Manchester United and Leeds United go head to head in a Premier League match for the first time in 16 years on Sunday afternoon.
In the more than 15 years that Leeds were out of the top flight, these two historic giants of English football played each only twice in cup competitions. The last of those was an early round of the EFL Cup way back in 2011.
A whole generation of football fans have missed out on one of the all-time great rivalries.
The last time Manchester United and Leeds met in the Premier League in February 2004, Ryan Giggs was only 30, while emerging talent James Milner had turned 18 the month before.
Up there with Manchester City, Liverpool, Arsenal and, more recently Chelsea, Leeds are one of Manchester United’s core rivals. Leeds have their own more established beef with Chelsea going back to the 1960s, but the Manchester United rivalry is right up there for them as well.
It is not a geographic rivalry in the sense of being local – a two-hour drive separates Manchester and Leeds. Nor is it solely born out of a competitive rivalry on the pitch between clubs that were always fighting for the same honours – if anything, Leeds replaced Manchester United as England’s dominant club in the late 1960s with only a few years of short overlap.
The football rivalry developed from an already historic rivalry between Lancashire, where Manchester resided until new county boundaries were created in 1974, and Yorkshire. That was initially born out of the Wars of the Roses in the 15th century as the House of Lancaster and House of York battled in what was essentially a stop-start 30-year civil war for the English throne.
In a similar way to that of Manchester and Liverpool, the rivalry was later furthered centuries later by the dawn of the industrial revolution and Manchester and Leeds’ respective statuses as rapidly developing and expanding cities powered by industry.
A first football game between Manchester United and a club from Leeds took place in 1906, but with Leeds United not formed until relatively late in 1919, the first proper meeting wasn’t until 1923.
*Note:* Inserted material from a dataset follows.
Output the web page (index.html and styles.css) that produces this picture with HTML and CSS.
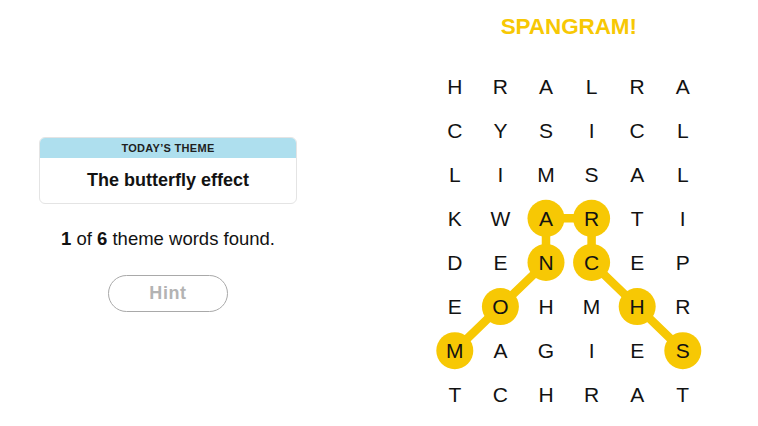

The rivalry as we know it really began in the 1960s, when Don Revie guided Leeds back into the top flight and immediately began contesting for the First Division title.
Leeds finished second to Manchester United in 1964/65, while the clubs also met in an aggressive FA Cup semi-final that season. As Matt Busby’s team peaked and eventually faded after winning the European Cup in 1968, Revie’s side assumed their mantle, performing with remarkable consistency at a time when English football was much more fluid than today.
Despite Manchester United’s downfall and relegation in 1974, their return to the top flight soon after meant the rivalry still burned brightly and another FA Cup semi-final in 1977 saw violent clashes between fans both inside and outside the stadium.
Leeds spent much of the 1980s out of the top flight, meaning eight years passed by without the clubs meeting. But the 1990s and the dawn of the Premier League era brought with it fresh competitiveness and animosity, with Leeds having pipped Manchester United to the title in the final season of the old First Division in 1991/92.
Leeds were largely inconsistent in the 1990s, but they returned as a threat more towards the end of the decade when a young side guided by David O’Leary finished fifth or higher five years in a row between 1997 and 2002 – at one stage reaching the semi-finals of the Champions League.
It was Leeds’ relegation from the Premier League in 2004, the sorry result of unsustainable finances, that has led to the rivalry’s lull in recent times. Both sets of fans would still always name the other as a major foe, but the lack of games rather diluted it in the minds of everyone.
The dynamic will be different, but to have one of the biggest games in English football back on the calendar is welcome and long overdue.